**Exercise task:** Determine how many lines of this material contain "What". Give only the number.

**Collected data:**
------------

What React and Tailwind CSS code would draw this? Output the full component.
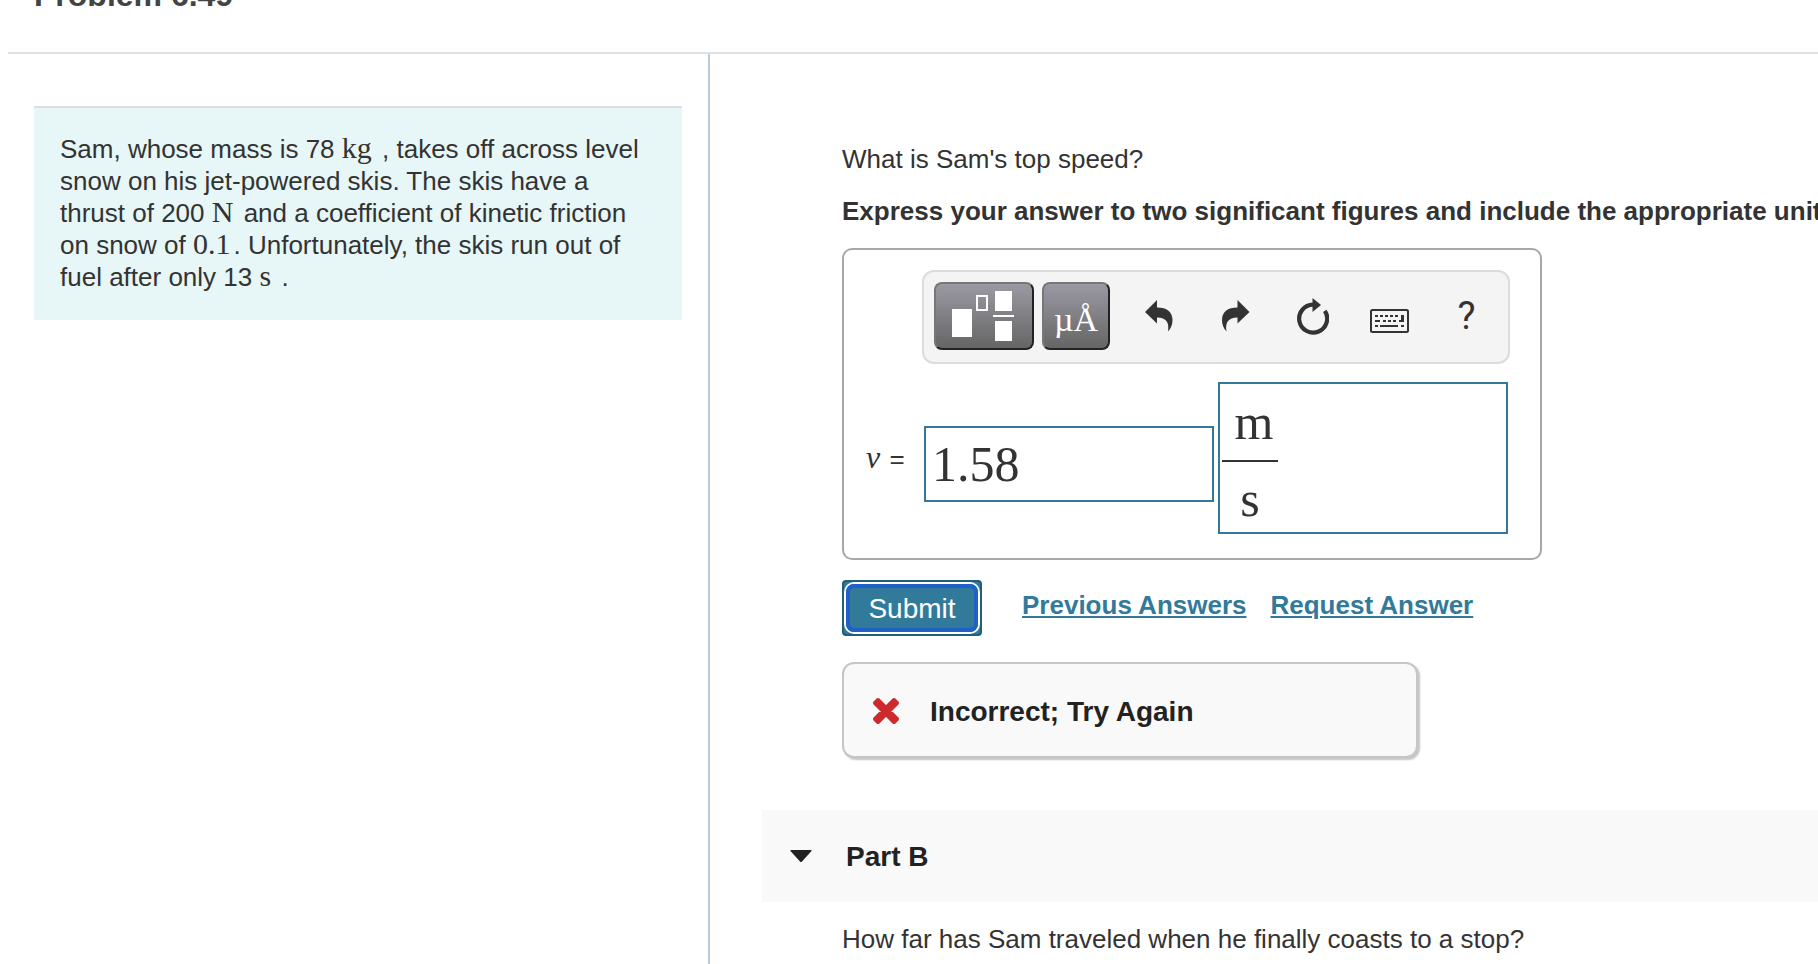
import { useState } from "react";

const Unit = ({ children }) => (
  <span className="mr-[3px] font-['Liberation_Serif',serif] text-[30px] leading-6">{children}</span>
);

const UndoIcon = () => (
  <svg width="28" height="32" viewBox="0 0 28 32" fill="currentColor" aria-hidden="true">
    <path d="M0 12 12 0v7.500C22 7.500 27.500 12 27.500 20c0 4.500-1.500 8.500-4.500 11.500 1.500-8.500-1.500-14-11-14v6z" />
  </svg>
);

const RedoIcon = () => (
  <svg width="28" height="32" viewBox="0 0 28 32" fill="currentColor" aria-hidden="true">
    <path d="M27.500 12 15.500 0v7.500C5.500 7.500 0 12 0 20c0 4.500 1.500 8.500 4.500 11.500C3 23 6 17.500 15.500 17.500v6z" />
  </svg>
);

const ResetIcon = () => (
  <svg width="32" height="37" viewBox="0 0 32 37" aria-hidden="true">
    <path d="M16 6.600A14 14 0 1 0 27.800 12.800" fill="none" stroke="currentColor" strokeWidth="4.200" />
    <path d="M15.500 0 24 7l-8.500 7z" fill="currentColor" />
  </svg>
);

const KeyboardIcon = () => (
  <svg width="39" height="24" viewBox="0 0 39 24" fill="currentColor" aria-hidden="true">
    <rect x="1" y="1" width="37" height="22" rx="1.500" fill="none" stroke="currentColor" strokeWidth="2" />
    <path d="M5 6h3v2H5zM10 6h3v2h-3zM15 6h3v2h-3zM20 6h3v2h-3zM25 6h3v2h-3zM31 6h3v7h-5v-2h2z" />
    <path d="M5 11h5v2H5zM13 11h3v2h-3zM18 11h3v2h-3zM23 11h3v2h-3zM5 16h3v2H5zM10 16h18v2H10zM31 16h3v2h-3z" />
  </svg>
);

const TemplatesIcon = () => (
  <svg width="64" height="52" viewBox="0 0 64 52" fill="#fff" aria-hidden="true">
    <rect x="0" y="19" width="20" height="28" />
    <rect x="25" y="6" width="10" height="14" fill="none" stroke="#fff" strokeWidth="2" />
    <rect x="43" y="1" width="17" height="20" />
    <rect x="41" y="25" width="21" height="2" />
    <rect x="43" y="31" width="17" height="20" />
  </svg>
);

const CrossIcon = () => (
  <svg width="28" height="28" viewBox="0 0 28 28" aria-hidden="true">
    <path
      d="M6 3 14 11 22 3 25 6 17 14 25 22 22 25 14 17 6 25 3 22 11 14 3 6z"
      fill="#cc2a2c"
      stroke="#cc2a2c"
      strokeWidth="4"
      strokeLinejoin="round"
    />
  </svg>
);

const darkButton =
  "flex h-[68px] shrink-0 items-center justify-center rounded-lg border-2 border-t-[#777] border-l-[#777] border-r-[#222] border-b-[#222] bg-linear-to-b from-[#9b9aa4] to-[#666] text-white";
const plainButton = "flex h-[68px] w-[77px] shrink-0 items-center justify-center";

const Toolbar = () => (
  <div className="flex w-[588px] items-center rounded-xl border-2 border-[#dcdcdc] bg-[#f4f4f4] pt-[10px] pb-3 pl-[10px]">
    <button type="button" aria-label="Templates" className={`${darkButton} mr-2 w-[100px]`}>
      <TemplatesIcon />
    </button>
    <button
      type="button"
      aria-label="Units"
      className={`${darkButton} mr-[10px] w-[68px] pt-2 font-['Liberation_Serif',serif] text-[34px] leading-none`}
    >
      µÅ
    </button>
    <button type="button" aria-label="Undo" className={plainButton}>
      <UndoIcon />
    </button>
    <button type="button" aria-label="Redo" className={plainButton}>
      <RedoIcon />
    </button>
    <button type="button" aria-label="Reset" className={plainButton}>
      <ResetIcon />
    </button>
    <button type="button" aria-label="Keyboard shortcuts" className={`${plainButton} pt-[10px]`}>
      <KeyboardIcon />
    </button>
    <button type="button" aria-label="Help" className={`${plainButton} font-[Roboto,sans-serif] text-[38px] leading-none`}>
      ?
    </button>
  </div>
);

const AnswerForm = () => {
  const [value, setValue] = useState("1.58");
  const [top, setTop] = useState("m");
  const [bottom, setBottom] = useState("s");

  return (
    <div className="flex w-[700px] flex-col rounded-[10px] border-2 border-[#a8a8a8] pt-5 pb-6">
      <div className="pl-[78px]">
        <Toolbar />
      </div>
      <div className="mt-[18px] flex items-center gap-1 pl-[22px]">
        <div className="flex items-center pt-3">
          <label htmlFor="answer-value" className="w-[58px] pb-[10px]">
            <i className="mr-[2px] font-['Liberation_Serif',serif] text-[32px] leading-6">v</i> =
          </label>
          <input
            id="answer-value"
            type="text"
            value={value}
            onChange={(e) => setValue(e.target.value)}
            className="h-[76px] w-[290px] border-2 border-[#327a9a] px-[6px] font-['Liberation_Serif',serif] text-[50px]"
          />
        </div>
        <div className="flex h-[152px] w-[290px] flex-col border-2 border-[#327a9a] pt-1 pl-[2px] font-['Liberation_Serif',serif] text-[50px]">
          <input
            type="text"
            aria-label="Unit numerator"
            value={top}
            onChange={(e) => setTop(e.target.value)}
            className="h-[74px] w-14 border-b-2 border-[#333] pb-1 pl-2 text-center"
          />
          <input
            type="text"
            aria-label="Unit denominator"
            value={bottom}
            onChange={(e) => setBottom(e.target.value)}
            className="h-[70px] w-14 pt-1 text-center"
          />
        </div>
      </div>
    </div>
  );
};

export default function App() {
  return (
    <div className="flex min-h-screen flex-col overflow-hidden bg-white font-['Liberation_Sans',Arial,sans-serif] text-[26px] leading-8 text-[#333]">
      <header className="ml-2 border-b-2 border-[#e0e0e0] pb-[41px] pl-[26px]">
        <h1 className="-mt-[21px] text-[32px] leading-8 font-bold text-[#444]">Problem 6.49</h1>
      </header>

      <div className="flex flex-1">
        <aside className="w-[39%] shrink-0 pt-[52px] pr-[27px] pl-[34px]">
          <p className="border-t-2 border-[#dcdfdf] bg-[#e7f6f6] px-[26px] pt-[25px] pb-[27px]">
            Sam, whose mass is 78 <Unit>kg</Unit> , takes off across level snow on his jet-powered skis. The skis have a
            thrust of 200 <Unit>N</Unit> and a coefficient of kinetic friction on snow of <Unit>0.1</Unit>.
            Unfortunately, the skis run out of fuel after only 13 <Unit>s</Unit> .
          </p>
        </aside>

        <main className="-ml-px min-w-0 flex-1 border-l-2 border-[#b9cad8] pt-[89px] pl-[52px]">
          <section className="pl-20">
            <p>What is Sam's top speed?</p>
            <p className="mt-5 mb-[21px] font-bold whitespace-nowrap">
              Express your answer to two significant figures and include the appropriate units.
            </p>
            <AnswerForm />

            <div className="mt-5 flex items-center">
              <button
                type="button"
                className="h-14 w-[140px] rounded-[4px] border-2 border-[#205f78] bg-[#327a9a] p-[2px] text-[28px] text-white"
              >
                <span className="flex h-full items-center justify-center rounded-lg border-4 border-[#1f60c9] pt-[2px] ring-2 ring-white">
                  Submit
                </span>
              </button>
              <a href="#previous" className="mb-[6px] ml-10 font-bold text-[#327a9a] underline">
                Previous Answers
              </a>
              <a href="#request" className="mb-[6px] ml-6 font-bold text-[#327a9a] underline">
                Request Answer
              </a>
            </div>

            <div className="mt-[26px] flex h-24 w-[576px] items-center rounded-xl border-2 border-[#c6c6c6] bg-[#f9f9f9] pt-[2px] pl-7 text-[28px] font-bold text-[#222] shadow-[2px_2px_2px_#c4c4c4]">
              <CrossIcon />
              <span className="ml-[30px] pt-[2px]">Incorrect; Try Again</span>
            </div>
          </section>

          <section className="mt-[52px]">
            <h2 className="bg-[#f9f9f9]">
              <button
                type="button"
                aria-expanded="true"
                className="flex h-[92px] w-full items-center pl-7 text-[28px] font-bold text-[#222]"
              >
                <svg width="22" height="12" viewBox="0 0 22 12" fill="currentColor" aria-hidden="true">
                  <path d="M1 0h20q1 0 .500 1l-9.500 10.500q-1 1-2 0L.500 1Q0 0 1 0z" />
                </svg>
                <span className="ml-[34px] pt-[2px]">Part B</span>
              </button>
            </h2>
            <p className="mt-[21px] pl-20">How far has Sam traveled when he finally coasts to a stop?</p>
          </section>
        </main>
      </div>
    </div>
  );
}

------------

**Expected answer:** 2